Calculate the mean of the zonal means. Plot the GIS GMST, the mean of the meriodional means, and the mean of the zonal means

tann <- array(NA,c(dim(tobs)[1:2],length(years))) 
for (i in 1:length(years)){
  tann[,,i]<-apply(tobs[,,allyears==years[i]],c(1,2),mean,na.rm=TRUE)
}

merid_means<-apply(tann,c(1,3),mean,na.rm=TRUE)
mean_merid_means <- apply(merid_means,2,mean,na.rm=TRUE)

zonal_means<-apply(tann,c(2,3),mean,na.rm=TRUE)
mean_zonal_means <- apply(zonal_means,2,mean,na.rm=TRUE)

plot(gmst, type="l", col="red", main="GMST", xlab="Years", ylab="T Anomaly")
lines(years, mean_merid_means, type="l", col="blue")
lines(years, mean_zonal_means, type= "l", col="green")
legend("topleft",
       legend=c("GIS TEMP", "Mean of the Meridional Means", "Mean of the Zonal Means"),
       fill=c("red", "blue", "green"), lty=1, lwd=1, bty="n")

Subtract the meridional and zonal means from the GIS GMST. Plot the anomalies

year_index <- which(years=="1880")
year_index

## [1] 31

years[year_index]

## [1] "1880"

merid_anomaly <- gmst$t - mean_merid_means[31:168]
zonal_anomaly <- gmst$t - mean_zonal_means[31:168]
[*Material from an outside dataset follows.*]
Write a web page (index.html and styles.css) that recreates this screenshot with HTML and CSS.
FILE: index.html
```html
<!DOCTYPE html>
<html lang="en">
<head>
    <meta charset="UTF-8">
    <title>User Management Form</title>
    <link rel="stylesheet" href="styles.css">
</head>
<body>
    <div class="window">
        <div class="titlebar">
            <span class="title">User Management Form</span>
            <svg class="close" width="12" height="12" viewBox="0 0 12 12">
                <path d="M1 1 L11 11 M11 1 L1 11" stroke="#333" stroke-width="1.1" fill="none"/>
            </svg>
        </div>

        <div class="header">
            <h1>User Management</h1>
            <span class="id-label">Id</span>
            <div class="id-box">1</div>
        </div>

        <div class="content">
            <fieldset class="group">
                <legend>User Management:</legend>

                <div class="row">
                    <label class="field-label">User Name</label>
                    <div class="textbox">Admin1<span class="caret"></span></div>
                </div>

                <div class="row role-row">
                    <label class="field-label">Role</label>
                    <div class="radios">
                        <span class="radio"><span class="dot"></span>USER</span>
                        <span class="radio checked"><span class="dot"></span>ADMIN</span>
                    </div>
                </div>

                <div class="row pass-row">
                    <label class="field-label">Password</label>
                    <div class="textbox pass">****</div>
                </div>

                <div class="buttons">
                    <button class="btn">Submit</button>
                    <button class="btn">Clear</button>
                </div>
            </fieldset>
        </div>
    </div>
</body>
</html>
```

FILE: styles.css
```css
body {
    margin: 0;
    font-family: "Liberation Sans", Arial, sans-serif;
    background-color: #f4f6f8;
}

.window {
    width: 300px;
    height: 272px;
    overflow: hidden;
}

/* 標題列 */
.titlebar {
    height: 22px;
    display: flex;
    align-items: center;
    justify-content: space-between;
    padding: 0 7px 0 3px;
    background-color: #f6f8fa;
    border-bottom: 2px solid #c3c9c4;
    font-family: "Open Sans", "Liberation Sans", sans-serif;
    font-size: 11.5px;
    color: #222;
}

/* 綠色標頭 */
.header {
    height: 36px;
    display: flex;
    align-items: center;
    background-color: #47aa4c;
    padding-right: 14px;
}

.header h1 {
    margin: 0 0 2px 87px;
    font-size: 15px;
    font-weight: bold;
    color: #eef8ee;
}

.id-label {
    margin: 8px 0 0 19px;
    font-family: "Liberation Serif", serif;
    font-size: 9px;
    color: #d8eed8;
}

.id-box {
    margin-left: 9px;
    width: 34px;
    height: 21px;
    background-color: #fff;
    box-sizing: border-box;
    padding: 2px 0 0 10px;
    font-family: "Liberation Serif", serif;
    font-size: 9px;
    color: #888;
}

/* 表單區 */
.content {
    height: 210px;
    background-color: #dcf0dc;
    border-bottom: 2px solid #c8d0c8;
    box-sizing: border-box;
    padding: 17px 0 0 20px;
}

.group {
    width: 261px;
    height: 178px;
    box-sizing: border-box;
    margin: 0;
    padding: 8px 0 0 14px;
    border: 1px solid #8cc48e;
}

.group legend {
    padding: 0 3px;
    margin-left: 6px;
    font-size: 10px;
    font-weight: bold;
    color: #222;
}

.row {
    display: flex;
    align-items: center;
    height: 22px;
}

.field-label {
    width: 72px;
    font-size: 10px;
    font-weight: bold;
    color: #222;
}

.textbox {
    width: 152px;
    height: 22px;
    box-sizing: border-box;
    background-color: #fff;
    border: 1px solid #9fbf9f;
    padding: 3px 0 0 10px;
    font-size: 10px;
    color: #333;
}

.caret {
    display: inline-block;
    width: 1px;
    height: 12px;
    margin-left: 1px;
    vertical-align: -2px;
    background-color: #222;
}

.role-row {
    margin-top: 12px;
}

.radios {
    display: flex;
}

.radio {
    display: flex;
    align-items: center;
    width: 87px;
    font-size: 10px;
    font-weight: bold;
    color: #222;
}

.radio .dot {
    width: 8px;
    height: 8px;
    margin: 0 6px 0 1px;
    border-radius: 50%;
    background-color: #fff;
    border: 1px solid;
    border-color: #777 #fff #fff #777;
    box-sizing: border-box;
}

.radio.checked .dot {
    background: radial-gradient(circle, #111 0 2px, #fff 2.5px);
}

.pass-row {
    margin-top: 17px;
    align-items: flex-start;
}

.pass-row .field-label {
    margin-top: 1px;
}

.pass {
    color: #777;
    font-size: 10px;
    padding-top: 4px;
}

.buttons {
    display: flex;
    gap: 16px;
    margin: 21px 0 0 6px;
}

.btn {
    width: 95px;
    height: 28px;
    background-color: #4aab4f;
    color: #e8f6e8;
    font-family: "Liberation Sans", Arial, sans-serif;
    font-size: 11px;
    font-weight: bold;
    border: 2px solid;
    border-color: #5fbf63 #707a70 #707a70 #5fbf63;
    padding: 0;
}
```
plot(years[31:168], merid_anomaly, type="l", col="green", main="GMST", xlab="Years", ylab="T Anomaly", ylim = c(-.2,.4))
lines(years[31:168], zonal_anomaly, type="l", col="blue")
legend("topleft",
       legend=c("Mean of the Meridional Mean Anomaly", "Mean of the Zonal Mean Anomaly"),
       fill=c("green", "blue"), lty=1, lwd=1, bty="n")

It would seem the mean of the meridional means is varying less from GMST than the mean of the zonal means. Therfore, the meridional mean should be treated with more confidence than the zonal mean.
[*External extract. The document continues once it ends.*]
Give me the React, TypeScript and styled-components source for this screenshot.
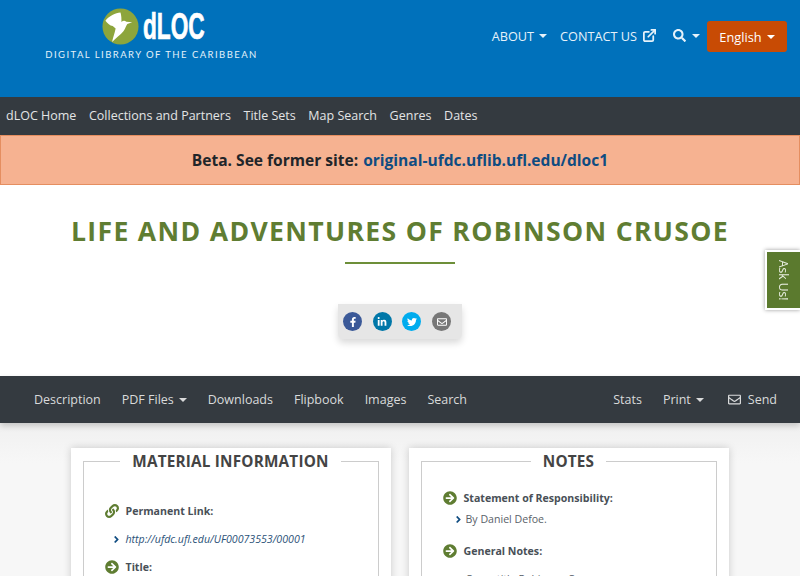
import React from 'react';
import styled, { createGlobalStyle } from 'styled-components';
import { FaArrowCircleRight, FaAngleRight, FaFacebookF, FaLink, FaLinkedinIn, FaRegEnvelope, FaSearch, FaTwitter } from 'react-icons/fa';
import { ExternalLink } from 'lucide-react';

const GlobalStyle = createGlobalStyle`
  html, body { margin: 0; padding: 0; height: 576px; overflow: hidden; background: #fff; }
  body { font-family: "Open Sans", "Liberation Sans", sans-serif; font-size: 12.5px; color: #495057; }
  a { color: inherit; text-decoration: none; }
`;

const Header = styled.header`
  height: 97px;
  background: #0071bb;
  display: flex;
  justify-content: space-between;
  align-items: flex-start;
  box-sizing: border-box;
  padding: 21px 13px 0 45px;
`;

const Brand = styled.a`
  width: 213px;
  display: flex;
  flex-direction: column;
  align-items: center;
  margin-top: -13px;
`;

const BrandTop = styled.div`
  display: flex;
  align-items: center;
  gap: 4px;
  height: 37px;
  margin-left: 2px;
`;

const BrandName = styled.span`
  font-family: "Liberation Sans", sans-serif;
  font-weight: 700;
  font-size: 36px;
  line-height: 37px;
  color: #fff;
  -webkit-text-stroke: 0.7px #fff;
  display: inline-block;
  transform: scaleX(0.63);
  transform-origin: left center;
  width: 61px;
`;

const BrandTag = styled.span`
  font-family: "Lato", "Open Sans", sans-serif;
  font-size: 9.5px;
  font-weight: 400;
  line-height: 12px;
  letter-spacing: 1.45px;
  color: #e4f1fa;
  white-space: nowrap;
  margin-top: 4px;
`;

const TopMenu = styled.nav`
  display: flex;
  align-items: flex-start;
`;

const TopLink = styled.a`
  display: flex;
  align-items: center;
  gap: 5px;
  height: 29px;
  font-size: 12.7px;
  color: #e6f2fa;
  margin-right: 13px;
  white-space: nowrap;
`;

const SearchLink = styled(TopLink)`
  margin: 0 7px 0 3px;
  gap: 6px;
`;

const Caret = styled.span<{ $gap?: number }>`
  display: inline-block;
  width: 0;
  height: 0;
  margin-left: ${({ $gap }) => $gap ?? 0}px;
  border-top: 4px solid currentColor;
  border-left: 4px solid transparent;
  border-right: 4px solid transparent;
`;

const LangButton = styled.button`
  height: 31px;
  width: 80px;
  padding: 0;
  border: 0;
  border-radius: 3px;
  background: #c84b04;
  color: #fff;
  font: 400 12.8px "Open Sans", sans-serif;
  display: flex;
  align-items: center;
  justify-content: center;
  gap: 2px;
`;

const MainNav = styled.nav`
  height: 38px;
  background: #343a40;
  display: flex;
  align-items: center;
  gap: 12.6px;
  padding: 0 0 1px 6px;
  box-sizing: border-box;
`;

const MainLink = styled.a`
  color: #e3e4e5;
  font-size: 12.5px;
  white-space: nowrap;
`;

const Banner = styled.div`
  height: 50px;
  box-sizing: border-box;
  background: #f6b291;
  border: 1px solid #e58e60;
  display: flex;
  align-items: center;
  justify-content: center;
  gap: 5px;
  font-size: 15.55px;
  font-weight: 700;
  color: #212529;
`;

const BannerLink = styled.a`
  color: #0f4c81;
`;

const Title = styled.h1`
  margin: 27px 0 0;
  text-align: center;
  font-size: 26.6px;
  line-height: 38px;
  font-weight: 700;
  letter-spacing: 1.33px;
  color: #5f7d32;
`;

const TitleRule = styled.div`
  width: 110px;
  height: 2px;
  margin: 12px auto 0;
  background: #6d8f39;
`;

const ShareBox = styled.div`
  width: 124px;
  height: 35px;
  margin: 40px auto 0;
  box-sizing: border-box;
  padding: 0 5px;
  display: flex;
  align-items: center;
  gap: 10.7px;
  background: #e6e6e6;
  border-radius: 0 0 5px 5px;
  box-shadow: 0 4px 7px rgba(0, 0, 0, 0.15);
`;

const ShareIcon = styled.a<{ $bg: string }>`
  width: 19px;
  height: 19px;
  border-radius: 50%;
  background: ${({ $bg }) => $bg};
  color: #fff;
  font-size: 10px;
  display: flex;
  align-items: center;
  justify-content: center;
`;

const AskUs = styled.a`
  position: fixed;
  right: 0;
  top: 250px;
  width: 35px;
  height: 60px;
  box-sizing: border-box;
  background: #5b7a2e;
  border: 2px solid #fff;
  border-right: 0;
  box-shadow: 0 0 4px rgba(0, 0, 0, 0.4);
  color: #e8eee0;
  font-size: 12px;
  writing-mode: vertical-rl;
  display: flex;
  align-items: center;
  justify-content: center;
`;

const Toolbar = styled.nav`
  height: 47px;
  margin-top: 37px;
  background: #343a40;
  box-shadow: 0 3px 6px rgba(0, 0, 0, 0.18);
  display: flex;
  align-items: center;
  justify-content: space-between;
  box-sizing: border-box;
  padding: 0 23px 0 34px;
  position: relative;
`;

const ToolGroup = styled.div`
  display: flex;
  align-items: center;
  gap: 21px;
`;

const ToolLink = styled.a`
  display: flex;
  align-items: center;
  color: #d9dadb;
  font-size: 12.5px;
  white-space: nowrap;
`;

const SendIcon = styled(FaRegEnvelope)`
  font-size: 13px;
  margin-right: 7px;
  margin-left: 3px;
`;

const Content = styled.main`
  display: grid;
  grid-template-columns: 320px 320px;
  gap: 18px;
  justify-content: center;
  padding: 25px 0 0;
  margin-left: -1px;
  background: linear-gradient(#f0f0f0, #f7f7f7 40px);
  height: 200px;
`;

const Card = styled.section`
  background: #fff;
  box-shadow: 0 0 8px rgba(0, 0, 0, 0.18);
  padding: 2px 12px 12px;
`;

const CardFrame = styled.fieldset`
  margin: 0;
  padding: 0 21px;
  border: 1px solid #ccc;
  min-height: 300px;
`;

const CardTitle = styled.legend`
  margin: 0 auto;
  padding: 0 12px;
  font-size: 15.3px;
  line-height: 22px;
  font-weight: 700;
  letter-spacing: 0.2px;
  color: #444;
  text-align: center;
`;

const List = styled.dl<{ $top: number }>`
  margin: ${({ $top }) => $top}px 0 0;
`;

const Term = styled.dt`
  display: flex;
  align-items: center;
  gap: 7px;
  font-size: 10.6px;
  line-height: 20px;
  font-weight: 700;
  color: #495057;
`;

const LinkIcon = styled(FaLink)`
  color: #5f7d32;
  font-size: 14px;
`;

const ArrowIcon = styled(FaArrowCircleRight)`
  color: #5f7d32;
  font-size: 14px;
`;

const Value = styled.dd<{ $after: number; $before: number; $indent: number; $gap: number }>`
  display: flex;
  align-items: center;
  gap: ${({ $gap }) => $gap}px;
  margin: ${({ $before }) => $before}px 0 ${({ $after }) => $after}px ${({ $indent }) => $indent}px;
  font-size: 10.6px;
  line-height: 18px;
  color: #5a6269;
`;

const Angle = styled(FaAngleRight)`
  color: #0f4c81;
  font-size: 11px;
  flex: none;
`;

const ValueLink = styled.a`
  color: #2b5278;
  font-style: italic;
`;

const Logo = () => (
  <svg width="37" height="37" viewBox="0 0 38 38">
    <circle cx="19" cy="19" r="18.5" fill="#8da53c" />
    <path
      fill="#fff"
      d="M19 4.5C14 5 7 8 3.5 13c2.500 3 4.500 5 7.500 5.500l3 2.500c-1 5-3 10-3.600 14C14 31 19 28 22 24c2-3 3-6 4-7.500l5-1.800-6-.7c-2-1.500-3.500-1-5 .5 0-3.500 0-6.500-1-10z"
    />
  </svg>
);

const App: React.FC = () => (
  <>
    <GlobalStyle />
    <Header>
      <Brand href="#">
        <BrandTop>
          <Logo />
          <BrandName>dLOC</BrandName>
        </BrandTop>
        <BrandTag>DIGITAL LIBRARY OF THE CARIBBEAN</BrandTag>
      </Brand>
      <TopMenu>
        <TopLink href="#">ABOUT<Caret /></TopLink>
        <TopLink href="#">CONTACT US<ExternalLink size={15} strokeWidth={2.8} /></TopLink>
        <SearchLink href="#"><FaSearch size={13} /><Caret /></SearchLink>
        <LangButton>English<Caret $gap={3} /></LangButton>
      </TopMenu>
    </Header>
    <MainNav>
      <MainLink href="#">dLOC Home</MainLink>
      <MainLink href="#">Collections and Partners</MainLink>
      <MainLink href="#">Title Sets</MainLink>
      <MainLink href="#">Map Search</MainLink>
      <MainLink href="#">Genres</MainLink>
      <MainLink href="#">Dates</MainLink>
    </MainNav>
    <Banner>
      Beta. See former site:
      <BannerLink href="#">original-ufdc.uflib.ufl.edu/dloc1</BannerLink>
    </Banner>
    <Title>LIFE AND ADVENTURES OF ROBINSON CRUSOE</Title>
    <TitleRule />
    <ShareBox>
      <ShareIcon $bg="#3b5998" href="#"><FaFacebookF /></ShareIcon>
      <ShareIcon $bg="#0077a8" href="#"><FaLinkedinIn /></ShareIcon>
      <ShareIcon $bg="#00acee" href="#"><FaTwitter /></ShareIcon>
      <ShareIcon $bg="#777" href="#"><FaRegEnvelope /></ShareIcon>
    </ShareBox>
    <AskUs href="#">Ask Us!</AskUs>
    <Toolbar>
      <ToolGroup>
        <ToolLink href="#">Description</ToolLink>
        <ToolLink href="#">PDF Files<Caret $gap={5} /></ToolLink>
        <ToolLink href="#">Downloads</ToolLink>
        <ToolLink href="#">Flipbook</ToolLink>
        <ToolLink href="#">Images</ToolLink>
        <ToolLink href="#">Search</ToolLink>
      </ToolGroup>
      <ToolGroup>
        <ToolLink href="#">Stats</ToolLink>
        <ToolLink href="#">Print<Caret $gap={5} /></ToolLink>
        <ToolLink href="#"><SendIcon />Send</ToolLink>
      </ToolGroup>
    </Toolbar>
    <Content>
      <Card>
        <CardFrame>
          <CardTitle>MATERIAL INFORMATION</CardTitle>
          <List $top={29}>
            <Term><LinkIcon />Permanent Link:</Term>
            <Value $before={9} $after={9} $indent={6} $gap={4}>
              <Angle />
              <ValueLink href="#">http://ufdc.ufl.edu/UF00073553/00001</ValueLink>
            </Value>
            <Term><ArrowIcon />Title:</Term>
          </List>
        </CardFrame>
      </Card>
      <Card>
        <CardFrame>
          <CardTitle>NOTES</CardTitle>
          <List $top={16}>
            <Term><ArrowIcon />Statement of Responsibility:</Term>
            <Value $before={2} $after={13} $indent={10} $gap={2}>
              <Angle />
              By Daniel Defoe.
            </Value>
            <Term><ArrowIcon />General Notes:</Term>
            <Value $before={9} $after={0} $indent={10} $gap={2}>
              <Angle />
              Cover title Robinson Crusoe.
            </Value>
          </List>
        </CardFrame>
      </Card>
    </Content>
  </>
);

export default App;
Adding a weighted mean and abline

# 4b. area weighted averaging. we will calculate a cosine weighted average
w<-replicate(length(years),t(replicate(length(lon),cos(lat*pi/180))))
# test with an array of ones i.e. the answer should be 1
# gmst_weighted_merid <- apply(array(1,dim(tann))*w,c(1,3),sum,na.rm=TRUE)/sum(cos(lat*pi/180))
gmst_weighted_merid <- apply(tann*w,c(1,3),sum,na.rm=TRUE)/sum(cos(lat*pi/180))
gmst_weighted <- apply(gmst_weighted_merid,2,mean,na.rm=TRUE)

year_index <- which(years=="1960")
year_index

## [1] 111

years[year_index]

## [1] "1960"

year_index <- which(gmst$Year=="1960")
year_index

## [1] 81

gmst$Year[year_index]

## [1] 1960

plot(gmst$Year[81:138], gmst$t[81:138], type="l", col="red", main="GMST", xlab="Years", ylab="T Anomaly")
lines(years[111:168], mean_merid_means[111:168], type="l", col="blue")
lines(years[111:168], mean_zonal_means[111:168], type= "l", col="green")
lines(years[111:168], gmst_weighted[111:168], type="l", col="black")
legend("topleft",
       legend=c("GIS TEMP", "Mean of the Meridional Means", "Mean of the Zonal Means", "Weighted Mean"),
       fill=c("red", "blue", "green", "black"), lty=1, lwd=1, bty="n")

# 5. trends. considering data only from 1960, what are the rates of global temperature rise?
abline(lm(gmst_weighted[111:168]~years[111:168]),col="red",lwd=2)
abline(lsfit(years[111:168],gmst_weighted[111:168]), col="red")

The line suggest a stedy rise in global temperatures since 1960.